The Centre for Policy Studies, a Conservative group closely involved with the 1970 Selsdon document, began to formulate a new monetarist and free-market policy, initially led by Sir Keith Joseph. Although Margaret Thatcher was associated with the CPS she was initially seen as a potential moderate go-between by Heath's lieutenant James Prior.
Rise of Thatcher
Heath came to be seen as a liability by many Conservative MPs, party activists and newspaper editors. His personality was cold and aloof, annoying even to his friends. He resolved to remain Conservative leader, even after two general election defeats in one year, and at first it appeared that by calling on the loyalty of his front bench colleagues he might prevail.

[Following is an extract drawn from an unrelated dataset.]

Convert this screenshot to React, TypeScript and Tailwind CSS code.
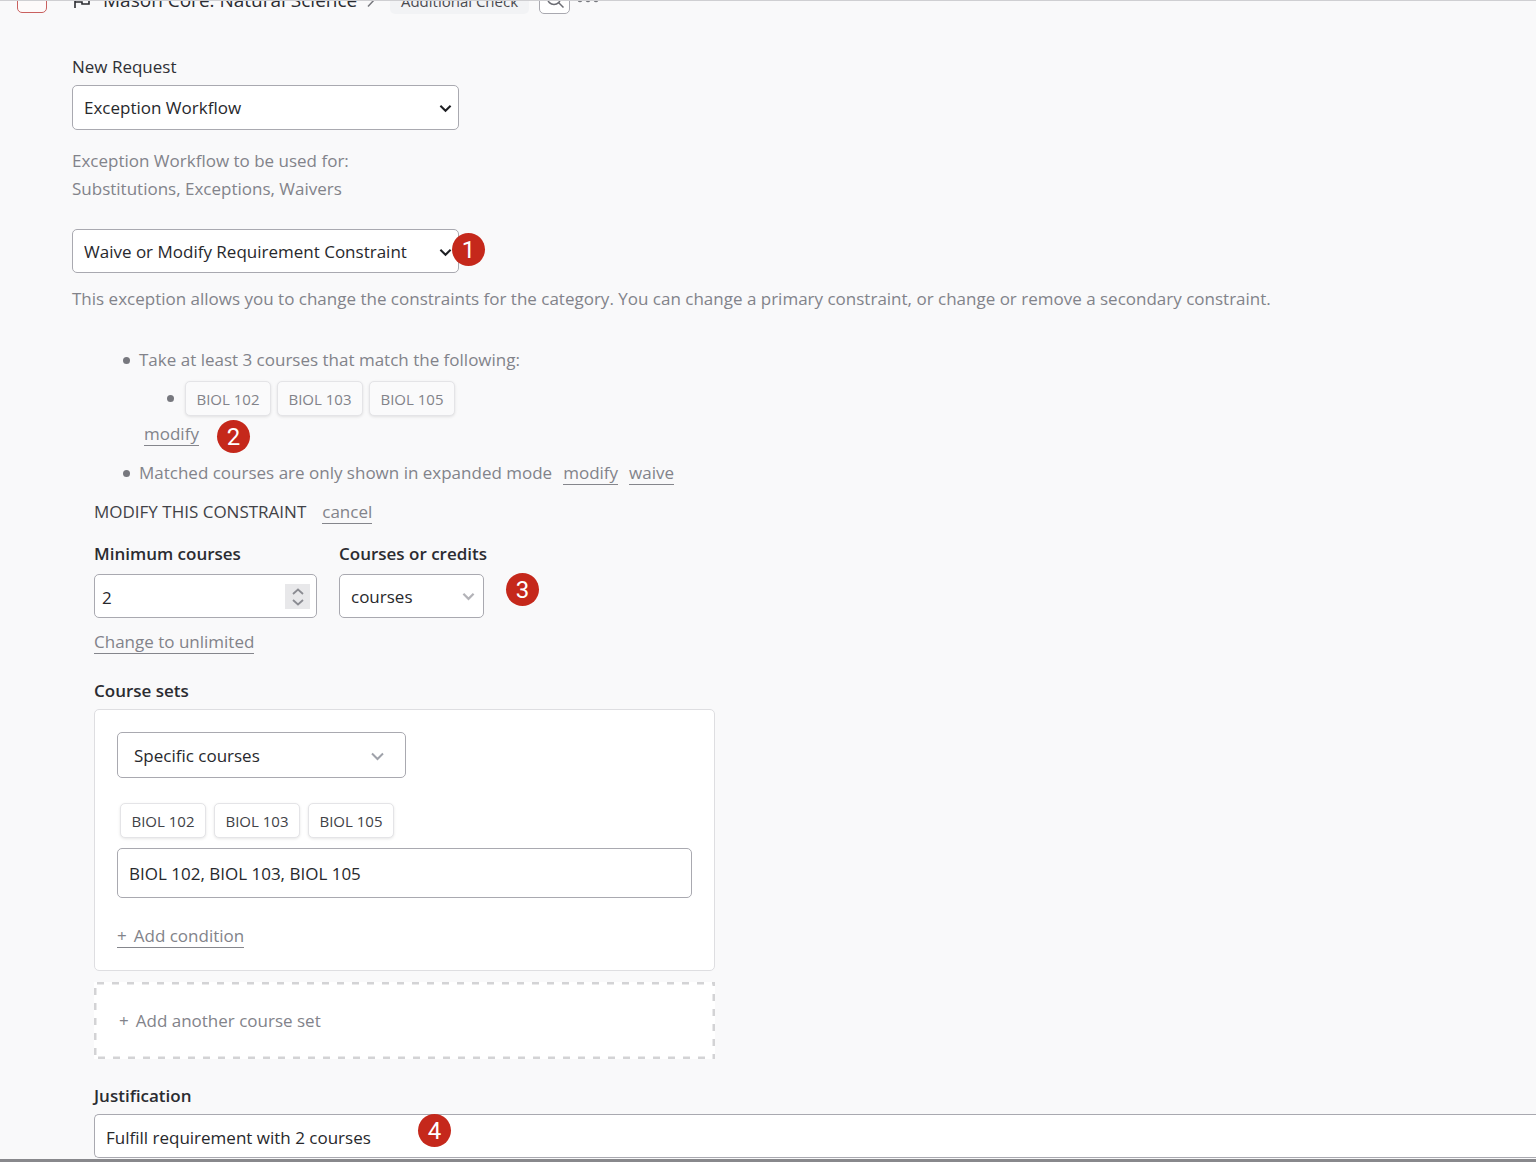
import React from "react";

const courses = ["BIOL 102", "BIOL 103", "BIOL 105"];

const field =
  "block w-full rounded-[5px] border border-[#a9a9b0] bg-white text-[#27282c] outline-none";

function Marker({ n, className = "" }: { n: number; className?: string }) {
  return (
    <span
      className={`flex size-[33px] shrink-0 items-center justify-center rounded-full bg-[#c5281b] pt-px font-['Roboto',sans-serif] text-[24px] leading-none text-white ${className}`}
    >
      {n}
    </span>
  );
}

function Chevron({ className = "", width = 2 }: { className?: string; width?: number }) {
  return (
    <svg
      viewBox="0 0 14 9"
      className={`pointer-events-none absolute ${className}`}
      fill="none"
      stroke="currentColor"
      strokeWidth={width}
      aria-hidden="true"
    >
      <path d="M1.5 1.5 7 7l5.5-5.5" />
    </svg>
  );
}

function TextLink({ children }: { children: React.ReactNode }) {
  return (
    <a
      href="#"
      className="inline-flex gap-[7px] whitespace-nowrap border-b border-[#85868c] leading-[22px] text-[#82838a]"
    >
      {children}
    </a>
  );
}

function CourseChip({ name, className }: { name: string; className: string }) {
  return (
    <span
      className={`flex h-[35px] w-[86px] items-center justify-center whitespace-nowrap rounded-[5px] border border-[#e4e4e7] pt-px text-[15px] shadow-[0_1px_3px_rgba(0,0,0,0.1)] ${className}`}
    >
      {name}
    </span>
  );
}

function Header() {
  return (
    <header className="flex h-[14px] items-end overflow-hidden border-t border-[#cfcfd2] pl-[17px]">
      <button
        type="button"
        aria-label="Toggle"
        className="mb-px h-[28px] w-[30px] shrink-0 rounded-[5px] border border-[#c9605f] bg-[#fdfafa]"
      />
      <svg
        viewBox="0 0 18 28"
        className="ml-[26px] h-[28px] w-[18px] shrink-0"
        fill="none"
        stroke="#2b2c31"
        strokeWidth="1.6"
        aria-hidden="true"
      >
        <path d="M2 22V5h7v3h7v10H9v-2H2" />
      </svg>
      <h1 className="ml-[12px] h-[28px] w-[252px] shrink-0 whitespace-nowrap text-[19px] leading-[28px] text-[#2b2c31]">
        Mason Core: Natural Science
      </h1>
      <svg
        viewBox="0 0 9 28"
        className="ml-[12px] h-[28px] w-[9px] shrink-0"
        fill="none"
        stroke="#77787e"
        strokeWidth="1.5"
        aria-hidden="true"
      >
        <path d="m1 6 6.500 7.500L1 20.500" />
      </svg>
      <span className="ml-[14px] h-[28px] w-[139px] shrink-0 whitespace-nowrap rounded-[5px] bg-[#f2f3f5] text-center text-[15px] leading-[31px] text-[#4a4b50]">
        Additional Check
      </span>
      <button
        type="button"
        aria-label="Search"
        className="ml-[10px] flex h-[30px] w-[31px] shrink-0 items-center justify-center rounded-[5px] border border-[#a9a9b0] bg-white"
      >
        <svg viewBox="0 0 18 18" className="size-[18px]" fill="none" stroke="#6b6c73" strokeWidth="1.5" aria-hidden="true">
          <circle cx="8" cy="8" r="6.500" />
          <path d="m12.500 12.500 5 5" />
        </svg>
      </button>
      <svg viewBox="0 0 24 28" className="ml-[6px] h-[28px] w-[24px] shrink-0" fill="#77787e" aria-hidden="true">
        <circle cx="4" cy="14" r="2.300" />
        <circle cx="12" cy="14" r="2.300" />
        <circle cx="20" cy="14" r="2.300" />
      </svg>
    </header>
  );
}

function RequestSection() {
  return (
    <section className="pl-[72px]">
      <label htmlFor="request" className="block text-[#2f3035]">
        New Request
      </label>
      <div className="relative mt-1 w-[387px]">
        <select id="request" className={`${field} h-[45px] appearance-none pl-[11px] pr-8`}>
          <option>Exception Workflow</option>
        </select>
        <Chevron className="right-[7px] top-[19px] h-[9px] w-[13px] text-[#1f2024]" width={2.2} />
      </div>
      <p className="mt-[17px]">
        Exception Workflow to be used for:
        <br />
        Substitutions, Exceptions, Waivers
      </p>
      <div className="relative mt-[26px] w-[387px]">
        <select
          aria-label="Exception type"
          className={`${field} h-[44px] appearance-none pl-[11px] pr-8 pt-[2px]`}
        >
          <option>Waive or Modify Requirement Constraint</option>
        </select>
        <Chevron className="right-[7px] top-[19px] h-[9px] w-[13px] text-[#1f2024]" width={2.2} />
        <Marker n={1} className="absolute -right-[26px] top-[4px]" />
      </div>
      <p className="mt-3">
        This exception allows you to change the constraints for the category. You can change a
        primary constraint, or change or remove a secondary constraint.
      </p>
    </section>
  );
}

function Bullet() {
  return <span className="size-[7px] shrink-0 rounded-full bg-[#77787e]" />;
}

function Constraints() {
  return (
    <ul className="mt-[33px] pl-[123px]">
      <li>
        <div className="flex items-center gap-[9px]">
          <Bullet />
          Take at least 3 courses that match the following:
        </div>
        <ul className="mt-[7px] pl-[44px]">
          <li className="flex items-center gap-[11px]">
            <Bullet />
            <div className="flex gap-[6px]">
              {courses.map((c) => (
                <CourseChip key={c} name={c} className="bg-[#fafafb] text-[#82838a]" />
              ))}
            </div>
          </li>
        </ul>
        <div className="mt-[4px] flex h-[28px] items-center gap-[18px] pl-[21px]">
          <TextLink>modify</TextLink>
          <Marker n={2} className="mt-[5px]" />
        </div>
      </li>
      <li className="mt-[11px] flex items-center">
        <Bullet />
        <span className="ml-[9px] mr-[11px]">Matched courses are only shown in expanded mode</span>
        <span className="flex gap-[11px]">
          <TextLink>modify</TextLink>
          <TextLink>waive</TextLink>
        </span>
      </li>
    </ul>
  );
}

function ConstraintForm() {
  return (
    <section className="mt-[11px] pl-[94px]">
      <div className="flex items-center gap-4">
        <h2 className="text-[#414247]">MODIFY THIS CONSTRAINT</h2>
        <TextLink>cancel</TextLink>
      </div>
      <div className="mt-[14px] flex items-end gap-[22px]">
        <div className="w-[223px]">
          <label htmlFor="minimum" className="block font-semibold text-[#2b2c31]">
            Minimum courses
          </label>
          <div className="relative mt-[6px]">
            <input
              id="minimum"
              type="number"
              defaultValue={2}
              className={`${field} h-[44px] pl-[7px] pt-[2px] [appearance:textfield]`}
            />
            <button
              type="button"
              aria-label="Step value"
              className="absolute right-[7px] top-[10px] flex h-[25px] w-[25px] items-center justify-center bg-[#e8e8ea]"
            >
              <svg viewBox="0 0 12 18" className="h-[18px] w-[12px]" fill="none" stroke="#8b8c92" strokeWidth="1.8" aria-hidden="true">
                <path d="m1 6 5-4.500L11 6M1 12l5 4.500 5-4.500" />
              </svg>
            </button>
          </div>
        </div>
        <div>
          <label htmlFor="unit" className="block w-[145px] whitespace-nowrap font-semibold text-[#2b2c31]">
            Courses or credits
          </label>
          <div className="relative mt-[6px] w-[145px]">
            <select id="unit" className={`${field} h-[44px] appearance-none pl-[11px] pt-[2px]`}>
              <option>courses</option>
            </select>
            <Chevron className="right-[9px] top-[18px] h-[9px] w-[13px] text-[#b3b3b8]" width={2.4} />
          </div>
        </div>
        <Marker n={3} className="mb-[12px]" />
      </div>
      <div className="mt-[10px] flex h-[28px] items-center">
        <TextLink>Change to unlimited</TextLink>
      </div>

      <h3 className="mt-[21px] font-semibold text-[#2b2c31]">Course sets</h3>
      <div className="mt-[4px] max-w-[621px] rounded-[5px] border border-[#dedee1] bg-white px-[22px] pb-[20px] pt-[22px]">
        <div className="relative w-[289px]">
          <select
            aria-label="Course set type"
            className={`${field} h-[46px] appearance-none pl-[16px] pt-[2px]`}
          >
            <option>Specific courses</option>
          </select>
          <Chevron className="right-[21px] top-[20px] h-[9px] w-[15px] text-[#9fa2aa]" width={2} />
        </div>
        <div className="mt-[25px] flex gap-2 pl-[3px]">
          {courses.map((c) => (
            <CourseChip key={c} name={c} className="bg-white text-[#414247]" />
          ))}
        </div>
        <input
          aria-label="Courses"
          defaultValue="BIOL 102, BIOL 103, BIOL 105"
          className={`${field} mt-[10px] h-[50px] px-[11px]`}
        />
        <div className="mt-[24px] flex h-[28px] items-center">
          <TextLink>
            <span>+</span>
            <span>Add condition</span>
          </TextLink>
        </div>
      </div>
      <button
        type="button"
        className="relative mt-[11px] flex h-[77px] w-full max-w-[621px] items-center gap-[7px] bg-white pl-[25px] text-left"
      >
        <svg className="absolute inset-0 h-full w-full" fill="none" stroke="#d3d3d5" strokeWidth="5" aria-hidden="true">
          <rect width="100%" height="100%" strokeDasharray="7 8" strokeDashoffset="-3" />
        </svg>
        <span>+</span>
        <span>Add another course set</span>
      </button>

      <label htmlFor="justification" className="mt-[23px] block font-semibold text-[#2b2c31]">
        Justification
      </label>
      <div className="relative mt-1">
        <input
          id="justification"
          defaultValue="Fulfill requirement with 2 courses"
          className="block h-[44px] w-full rounded-l-[5px] border border-r-0 border-[#a9a9b0] bg-white px-[11px] pt-[2px] text-[#27282c] outline-none"
        />
        <Marker n={4} className="absolute left-[324px] top-0" />
      </div>
    </section>
  );
}

export default function App() {
  return (
    <main className="overflow-hidden border-b-[3px] border-[#88888c] bg-[#f9f9fa] pb-px font-['Open_Sans','Noto_Sans',sans-serif] text-[17px] leading-[28px] text-[#82838a]">
      <Header />
      <div className="pt-[39px]">
        <RequestSection />
        <Constraints />
        <ConstraintForm />
      </div>
    </main>
  );
}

In the weeks following the second election defeat, Heath came under tremendous pressure to concede a review of the rules and agreed to establish a commission to propose changes and to seek re-election. There was no clear challenger after Enoch Powell had left the party and Keith Joseph had ruled himself out after controversial statements implying that the working classes should be encouraged to use more birth control. Joseph's close friend and ally Margaret Thatcher, who believed an adherent to CPS philosophy should stand, joined the leadership contest in his place alongside the outsider Hugh Fraser. Aided by Airey Neave's campaigning amongst back-bench MPs – whose earlier approach to William Whitelaw had been rebuffed out of loyalty to Heath – she emerged as the only serious challenger.
The new rules permitted new candidates to enter the ballot in a second round of voting should the first be inconclusive, so Thatcher's challenge was considered by some to be that of a stalking horse. Neave deliberately understated Thatcher's support in order to attract wavering votes from MPs who were keen to see Heath replaced even though they did not necessarily want Thatcher to replace him.